Opinion
Decided February 3, 1998
Appeal from the Supreme Court, New York County (Norman Ryp, J.).
We decline to give the prior decision of this Court in this action ( 220 A.D.2d 353) law of the case effect as to anything other than "legal determinations that were necessarily resolved on the merits in the prior decision" (Baldasano v. Bank of N.Y., 199 A.D.2d 184, 185). As such, none of the parties' arguments on this appeal are foreclosed. Although we do not agree that the action was untimely commenced, since CPLR 203 (b) (5) (i) was applicable to Supreme Court actions during the so-called transitional period (L 1992, ch 216; see, Campbell v.

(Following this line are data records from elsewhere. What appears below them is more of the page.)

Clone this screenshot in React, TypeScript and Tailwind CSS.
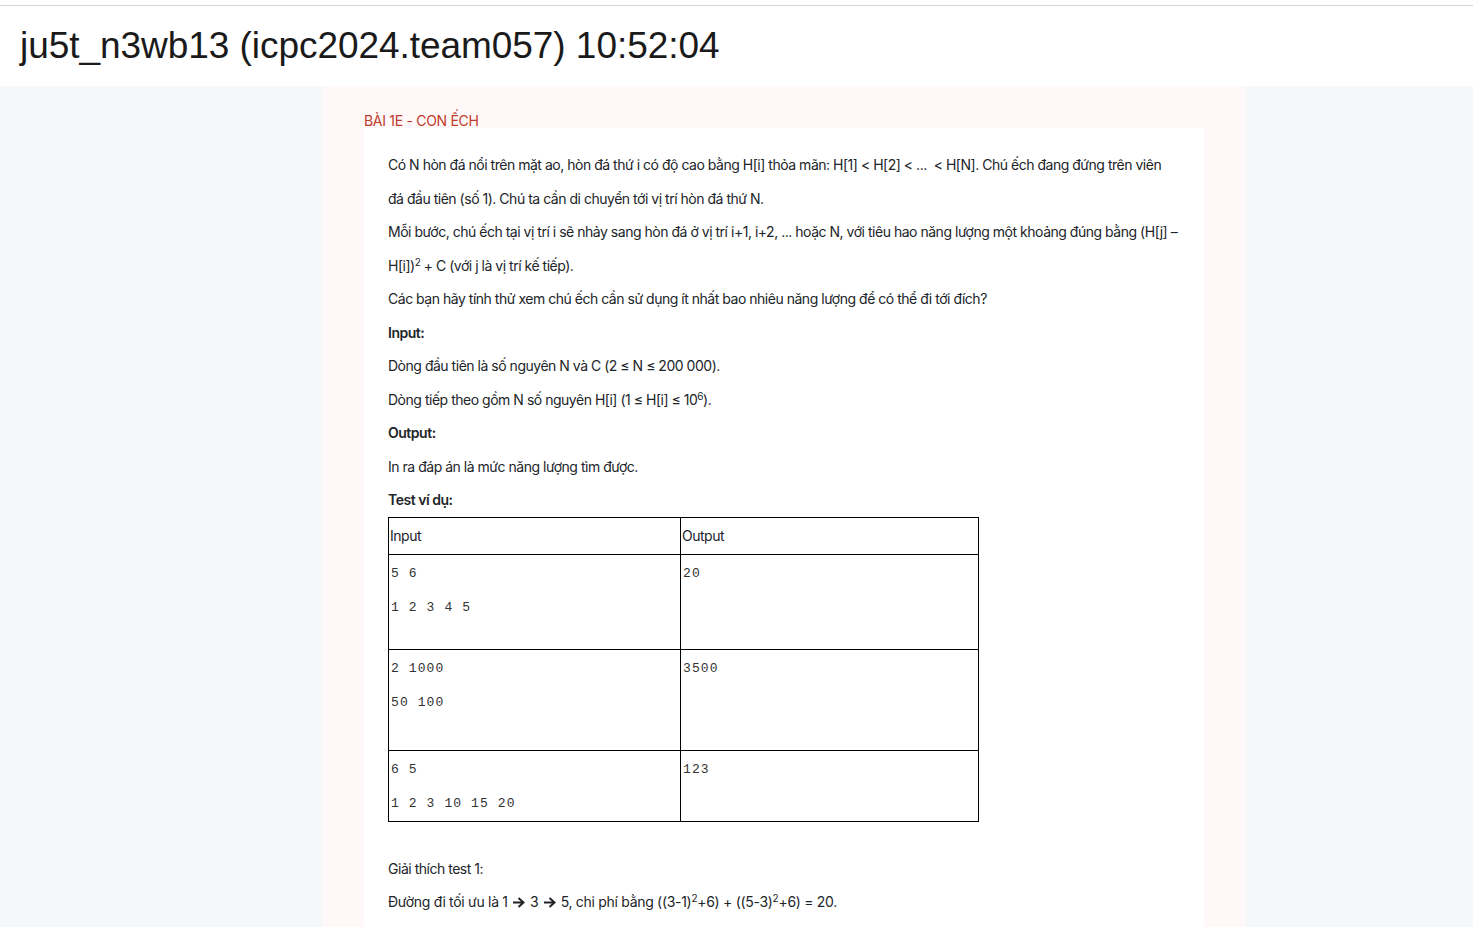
const rows = [
  { input: ["5 6", "1 2 3 4 5"], output: "20", h: "h-[95px]" },
  { input: ["2 1000", "50 100"], output: "3500", h: "h-[101px]" },
  { input: ["6 5", "1 2 3 10 15 20"], output: "123", h: "h-[71px]" },
]

const Arrow = () => (
  <svg width="13" height="11" viewBox="0 0 13 11" className="inline-block align-[-1px] mx-[1px]">
    <path d="M1 5.5H11M6.5 1L11.5 5.5L6.5 10" fill="none" stroke="#212529" strokeWidth="2" />
  </svg>
)

export default function App() {
  return (
    <div className="min-h-[927px] bg-[#f6f7f9] font-['Inter',sans-serif] text-[#212529]">
      {/* Header */}
      <div className="bg-white pt-[5px]">
        <div className="border-t border-[#d6d6d6] h-[81px] px-[20px] flex items-center">
          <h1 className="font-['Liberation_Sans',Arial,sans-serif] text-[37px] tracking-[-0.05px] text-[#1a1a1a] leading-none mt-[-1px]">
            ju5t_n3wb13 (icpc2024.team057) 10:52:04
          </h1>
        </div>
      </div>

      {/* Problem column */}
      <div className="ml-[322px] w-[924px] bg-[#fff8f8] px-[42px] pt-[27px] min-h-[841px]">
        <div className="text-[14px] tracking-[-0.3px] text-[#c0392b] leading-[15px]">BÀI 1E - CON ẾCH</div>
        <div className="bg-white px-[24px] pt-[20px] pb-[10px] text-[14px] leading-[33.5px] tracking-[-0.48px]">
          <p>
            Có N hòn đá nổi trên mặt ao, hòn đá thứ i có độ cao bằng H[i] thỏa mãn: H[1] &lt; H[2] &lt; ...&nbsp; &lt; H[N]. Chú ếch đang đứng trên viên đá đầu tiên (số 1). Chú ta cần di chuyển tới vị trí hòn đá thứ N.
          </p>
          <p>
            Mỗi bước, chú ếch tại vị trí i sẽ nhảy sang hòn đá ở vị trí i+1, i+2, ... hoặc N, với tiêu hao năng lượng một khoảng đúng bằng (H[j] – H[i])<sup className="text-[10px]">2</sup> + C (với j là vị trí kế tiếp).
          </p>
          <p>Các bạn hãy tính thử xem chú ếch cần sử dụng ít nhất bao nhiêu năng lượng để có thể đi tới đích?</p>
          <p className="font-semibold">Input:</p>
          <p>Dòng đầu tiên là số nguyên N và C (2 ≤ N ≤ 200 000).</p>
          <p>
            Dòng tiếp theo gồm N số nguyên H[i] (1 ≤ H[i] ≤ 10<sup className="text-[10px]">6</sup>).
          </p>
          <p className="font-semibold">Output:</p>
          <p>In ra đáp án là mức năng lượng tìm được.</p>
          <p className="font-semibold">Test ví dụ:</p>

          <table className="border-collapse border border-black w-[590px] table-fixed">
            <colgroup>
              <col className="w-[292px]" />
              <col className="w-[298px]" />
            </colgroup>
            <thead>
              <tr className="h-[37px]">
                <td className="border border-black px-[1px] align-middle leading-[20px] pt-[1px]">Input</td>
                <td className="border border-black px-[1px] align-middle leading-[20px] pt-[1px]">Output</td>
              </tr>
            </thead>
            <tbody>
              {rows.map((r, i) => (
                <tr key={i} className={r.h}>
                  <td className="border border-black align-top px-[2px] pt-[2px] font-['Liberation_Mono','Courier_New',monospace] text-[13px] tracking-[1.1px] leading-[34px] text-[#333]">
                    {r.input.map((l, j) => (
                      <div key={j} className="whitespace-pre">{l}</div>
                    ))}
                  </td>
                  <td className="border border-black align-top px-[2px] pt-[2px] font-['Liberation_Mono','Courier_New',monospace] text-[13px] tracking-[1.1px] leading-[34px] text-[#333]">
                    {r.output}
                  </td>
                </tr>
              ))}
            </tbody>
          </table>

          <p className="mt-[30px]">Giải thích test 1:</p>
          <p className="tracking-[-0.3px]">
            Đường đi tối ưu là 1 <Arrow /> 3 <Arrow /> 5, chi phí bằng ((3-1)<sup className="text-[10px]">2</sup>+6) + ((5-3)<sup className="text-[10px]">2</sup>+6) = 20.
          </p>
        </div>
      </div>
    </div>
  )
}
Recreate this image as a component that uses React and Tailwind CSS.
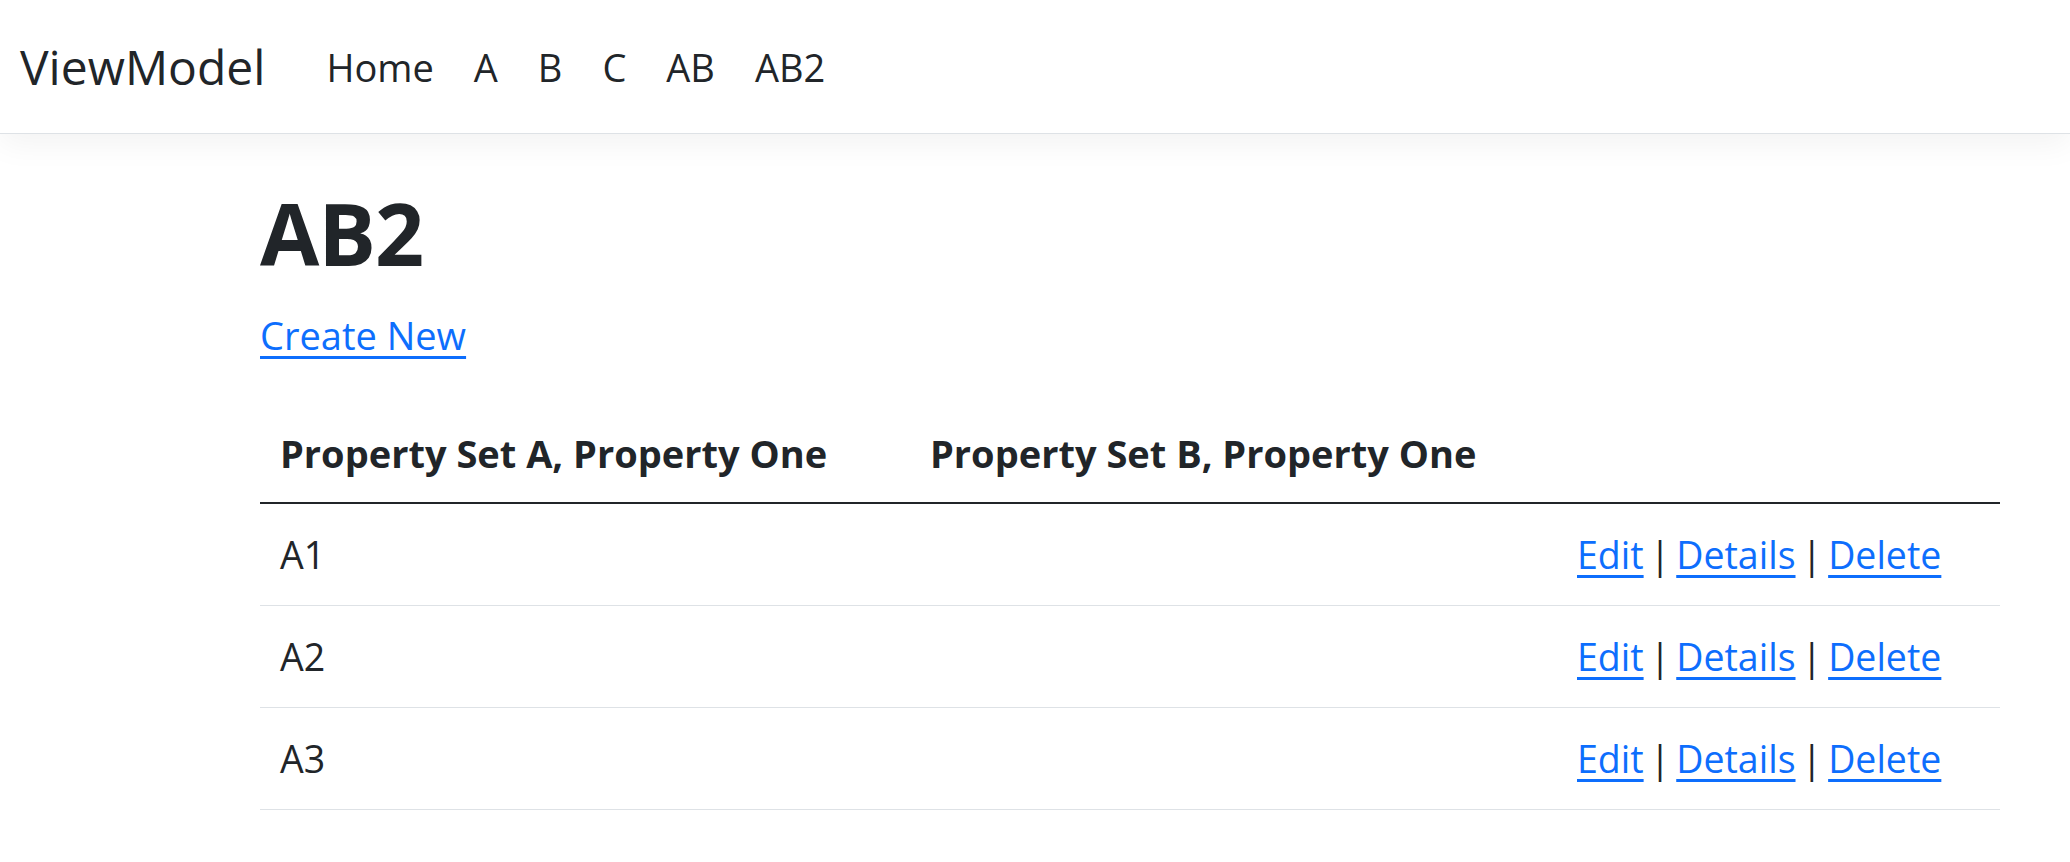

Command Sec., 216 A.D.2d 508, 509), we find that a notice of claim is required for the causes of action plaintiffs assert, and that adequate notice had not been given. We decline to grant plaintiffs leave to file a late notice in the present circumstances where there is no adequate reason for plaintiffs' "delay in taking steps to obtain permission to give late notice" (Matter of Rios v. City of New York, 180 A.D.2d 801, 802) and where plaintiffs' action is without substantive merit. For the reasons stated by the Federal court in dismissing plaintiffs' prior action (see, Sudarsky v. City of New York, 779 F. Supp. 287, affd. 969 F.2d 1041, cert denied 506 U.S. 1084, reh denied 507 U.S. 980), the challenged governmental action does not fall below a "floor of constitutional protection for property owners" (Manocherian v. Lenox Hill Hosp., 84 N.Y.2d 385, 392, cert denied 514 U.S. 1109).
Concur — Milonas, J. P., Rubin, Tom and Mazzarelli, JJ.